--- THE REQUEST ---
Omit all pictures, then retype the data exactly as given.

--- RECORDS TO USE ---
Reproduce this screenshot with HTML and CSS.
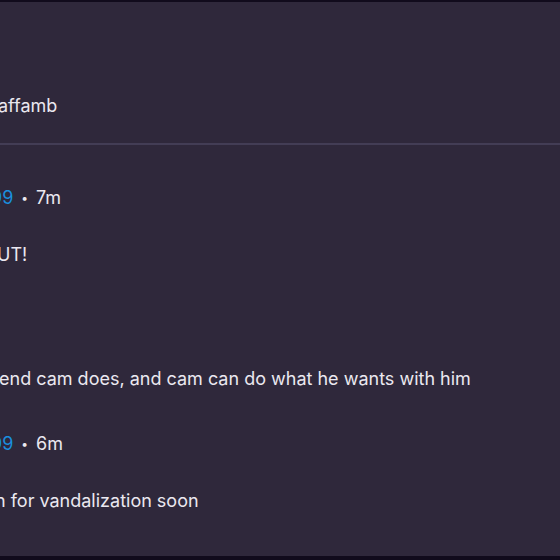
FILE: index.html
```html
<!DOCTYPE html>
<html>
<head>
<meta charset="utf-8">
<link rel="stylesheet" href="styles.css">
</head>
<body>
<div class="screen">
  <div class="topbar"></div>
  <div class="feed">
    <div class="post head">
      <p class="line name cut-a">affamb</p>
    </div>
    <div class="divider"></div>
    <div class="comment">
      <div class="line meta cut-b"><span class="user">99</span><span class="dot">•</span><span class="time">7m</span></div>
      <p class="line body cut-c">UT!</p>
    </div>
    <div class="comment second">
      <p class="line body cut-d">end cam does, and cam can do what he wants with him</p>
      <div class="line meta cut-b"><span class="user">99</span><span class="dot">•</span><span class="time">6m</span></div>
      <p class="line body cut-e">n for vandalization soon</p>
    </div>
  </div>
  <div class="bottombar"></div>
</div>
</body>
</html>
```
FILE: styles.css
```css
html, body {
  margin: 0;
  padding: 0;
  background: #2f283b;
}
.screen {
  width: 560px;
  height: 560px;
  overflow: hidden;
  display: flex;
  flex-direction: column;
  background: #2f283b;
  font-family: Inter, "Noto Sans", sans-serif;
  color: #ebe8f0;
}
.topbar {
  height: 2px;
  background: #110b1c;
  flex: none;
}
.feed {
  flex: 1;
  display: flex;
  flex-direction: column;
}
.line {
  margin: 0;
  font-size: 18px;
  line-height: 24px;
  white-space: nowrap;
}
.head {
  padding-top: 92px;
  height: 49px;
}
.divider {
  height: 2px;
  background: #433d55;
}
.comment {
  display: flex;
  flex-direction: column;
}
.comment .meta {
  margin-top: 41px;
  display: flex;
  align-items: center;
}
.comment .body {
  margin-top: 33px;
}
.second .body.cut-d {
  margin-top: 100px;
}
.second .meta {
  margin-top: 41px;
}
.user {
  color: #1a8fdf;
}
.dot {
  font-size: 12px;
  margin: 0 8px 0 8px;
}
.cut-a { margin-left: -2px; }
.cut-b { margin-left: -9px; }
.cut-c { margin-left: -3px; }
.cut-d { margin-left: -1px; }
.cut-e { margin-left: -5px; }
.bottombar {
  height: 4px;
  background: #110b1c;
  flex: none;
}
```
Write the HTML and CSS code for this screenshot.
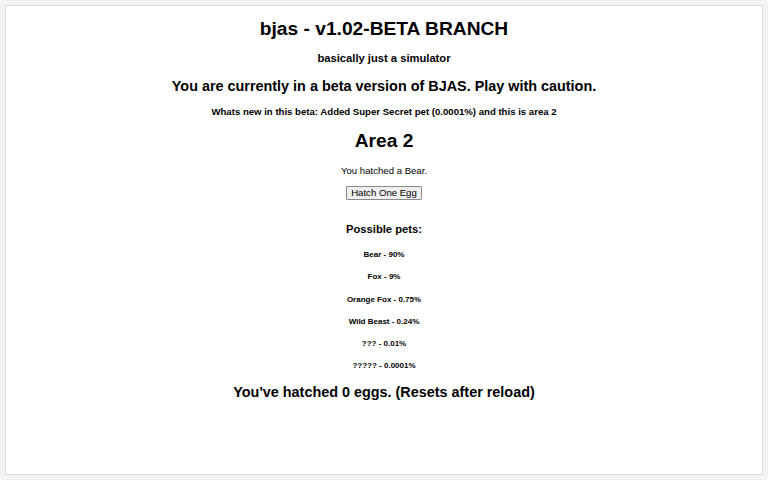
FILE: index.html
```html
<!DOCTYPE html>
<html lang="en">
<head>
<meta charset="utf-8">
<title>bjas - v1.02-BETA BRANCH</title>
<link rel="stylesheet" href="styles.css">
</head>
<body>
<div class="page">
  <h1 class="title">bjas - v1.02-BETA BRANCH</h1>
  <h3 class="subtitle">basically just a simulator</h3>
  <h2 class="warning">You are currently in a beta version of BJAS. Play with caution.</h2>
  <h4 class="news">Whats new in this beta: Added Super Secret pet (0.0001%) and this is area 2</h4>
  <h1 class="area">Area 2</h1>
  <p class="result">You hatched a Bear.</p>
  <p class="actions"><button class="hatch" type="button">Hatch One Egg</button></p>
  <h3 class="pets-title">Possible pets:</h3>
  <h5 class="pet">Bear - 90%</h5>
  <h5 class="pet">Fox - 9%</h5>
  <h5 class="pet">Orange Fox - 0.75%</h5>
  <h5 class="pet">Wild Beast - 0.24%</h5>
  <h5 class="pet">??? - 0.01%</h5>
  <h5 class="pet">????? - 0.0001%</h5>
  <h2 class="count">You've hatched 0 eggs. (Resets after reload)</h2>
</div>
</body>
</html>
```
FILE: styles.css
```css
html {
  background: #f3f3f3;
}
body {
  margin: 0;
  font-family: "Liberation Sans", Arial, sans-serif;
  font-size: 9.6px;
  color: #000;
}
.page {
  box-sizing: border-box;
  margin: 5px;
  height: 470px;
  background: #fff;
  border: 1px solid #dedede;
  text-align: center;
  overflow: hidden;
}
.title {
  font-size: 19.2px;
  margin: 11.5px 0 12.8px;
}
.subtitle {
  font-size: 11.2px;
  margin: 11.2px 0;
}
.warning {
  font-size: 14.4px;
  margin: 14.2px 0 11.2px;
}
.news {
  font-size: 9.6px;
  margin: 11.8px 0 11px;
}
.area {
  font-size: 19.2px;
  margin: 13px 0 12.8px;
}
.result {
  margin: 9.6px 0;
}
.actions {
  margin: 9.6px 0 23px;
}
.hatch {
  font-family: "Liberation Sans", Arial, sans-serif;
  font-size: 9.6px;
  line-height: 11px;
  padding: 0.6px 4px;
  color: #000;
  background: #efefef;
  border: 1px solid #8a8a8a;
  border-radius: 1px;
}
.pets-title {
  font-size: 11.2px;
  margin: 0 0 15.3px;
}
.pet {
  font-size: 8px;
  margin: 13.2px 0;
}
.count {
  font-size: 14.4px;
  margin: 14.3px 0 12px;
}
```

--- ANSWER TO THIS EXERCISE ---
Reproduce this screenshot with HTML and CSS.
FILE: index.html
```html
<!DOCTYPE html>
<html>
<head>
<meta charset="utf-8">
<link rel="stylesheet" href="styles.css">
</head>
<body>
<div class="screen">
  <div class="topbar"></div>
  <div class="feed">
    <div class="post head">
      <p class="line name cut-a">affamb</p>
    </div>
    <div class="divider"></div>
    <div class="comment">
      <div class="line meta cut-b"><span class="user">99</span><span class="dot">•</span><span class="time">7m</span></div>
      <p class="line body cut-c">UT!</p>
    </div>
    <div class="comment second">
      <p class="line body cut-d">end cam does, and cam can do what he wants with him</p>
      <div class="line meta cut-b"><span class="user">99</span><span class="dot">•</span><span class="time">6m</span></div>
      <p class="line body cut-e">n for vandalization soon</p>
    </div>
  </div>
  <div class="bottombar"></div>
</div>
</body>
</html>
```
FILE: styles.css
```css
html, body {
  margin: 0;
  padding: 0;
  background: #2f283b;
}
.screen {
  width: 560px;
  height: 560px;
  overflow: hidden;
  display: flex;
  flex-direction: column;
  background: #2f283b;
  font-family: Inter, "Noto Sans", sans-serif;
  color: #ebe8f0;
}
.topbar {
  height: 2px;
  background: #110b1c;
  flex: none;
}
.feed {
  flex: 1;
  display: flex;
  flex-direction: column;
}
.line {
  margin: 0;
  font-size: 18px;
  line-height: 24px;
  white-space: nowrap;
}
.head {
  padding-top: 92px;
  height: 49px;
}
.divider {
  height: 2px;
  background: #433d55;
}
.comment {
  display: flex;
  flex-direction: column;
}
.comment .meta {
  margin-top: 41px;
  display: flex;
  align-items: center;
}
.comment .body {
  margin-top: 33px;
}
.second .body.cut-d {
  margin-top: 100px;
}
.second .meta {
  margin-top: 41px;
}
.user {
  color: #1a8fdf;
}
.dot {
  font-size: 12px;
  margin: 0 8px 0 8px;
}
.cut-a { margin-left: -2px; }
.cut-b { margin-left: -9px; }
.cut-c { margin-left: -3px; }
.cut-d { margin-left: -1px; }
.cut-e { margin-left: -5px; }
.bottombar {
  height: 4px;
  background: #110b1c;
  flex: none;
}
```
Write the HTML and CSS code for this screenshot.
FILE: index.html
```html
<!DOCTYPE html>
<html lang="en">
<head>
<meta charset="utf-8">
<title>bjas - v1.02-BETA BRANCH</title>
<link rel="stylesheet" href="styles.css">
</head>
<body>
<div class="page">
  <h1 class="title">bjas - v1.02-BETA BRANCH</h1>
  <h3 class="subtitle">basically just a simulator</h3>
  <h2 class="warning">You are currently in a beta version of BJAS. Play with caution.</h2>
  <h4 class="news">Whats new in this beta: Added Super Secret pet (0.0001%) and this is area 2</h4>
  <h1 class="area">Area 2</h1>
  <p class="result">You hatched a Bear.</p>
  <p class="actions"><button class="hatch" type="button">Hatch One Egg</button></p>
  <h3 class="pets-title">Possible pets:</h3>
  <h5 class="pet">Bear - 90%</h5>
  <h5 class="pet">Fox - 9%</h5>
  <h5 class="pet">Orange Fox - 0.75%</h5>
  <h5 class="pet">Wild Beast - 0.24%</h5>
  <h5 class="pet">??? - 0.01%</h5>
  <h5 class="pet">????? - 0.0001%</h5>
  <h2 class="count">You've hatched 0 eggs. (Resets after reload)</h2>
</div>
</body>
</html>
```
FILE: styles.css
```css
html {
  background: #f3f3f3;
}
body {
  margin: 0;
  font-family: "Liberation Sans", Arial, sans-serif;
  font-size: 9.6px;
  color: #000;
}
.page {
  box-sizing: border-box;
  margin: 5px;
  height: 470px;
  background: #fff;
  border: 1px solid #dedede;
  text-align: center;
  overflow: hidden;
}
.title {
  font-size: 19.2px;
  margin: 11.5px 0 12.8px;
}
.subtitle {
  font-size: 11.2px;
  margin: 11.2px 0;
}
.warning {
  font-size: 14.4px;
  margin: 14.2px 0 11.2px;
}
.news {
  font-size: 9.6px;
  margin: 11.8px 0 11px;
}
.area {
  font-size: 19.2px;
  margin: 13px 0 12.8px;
}
.result {
  margin: 9.6px 0;
}
.actions {
  margin: 9.6px 0 23px;
}
.hatch {
  font-family: "Liberation Sans", Arial, sans-serif;
  font-size: 9.6px;
  line-height: 11px;
  padding: 0.6px 4px;
  color: #000;
  background: #efefef;
  border: 1px solid #8a8a8a;
  border-radius: 1px;
}
.pets-title {
  font-size: 11.2px;
  margin: 0 0 15.3px;
}
.pet {
  font-size: 8px;
  margin: 13.2px 0;
}
.count {
  font-size: 14.4px;
  margin: 14.3px 0 12px;
}
```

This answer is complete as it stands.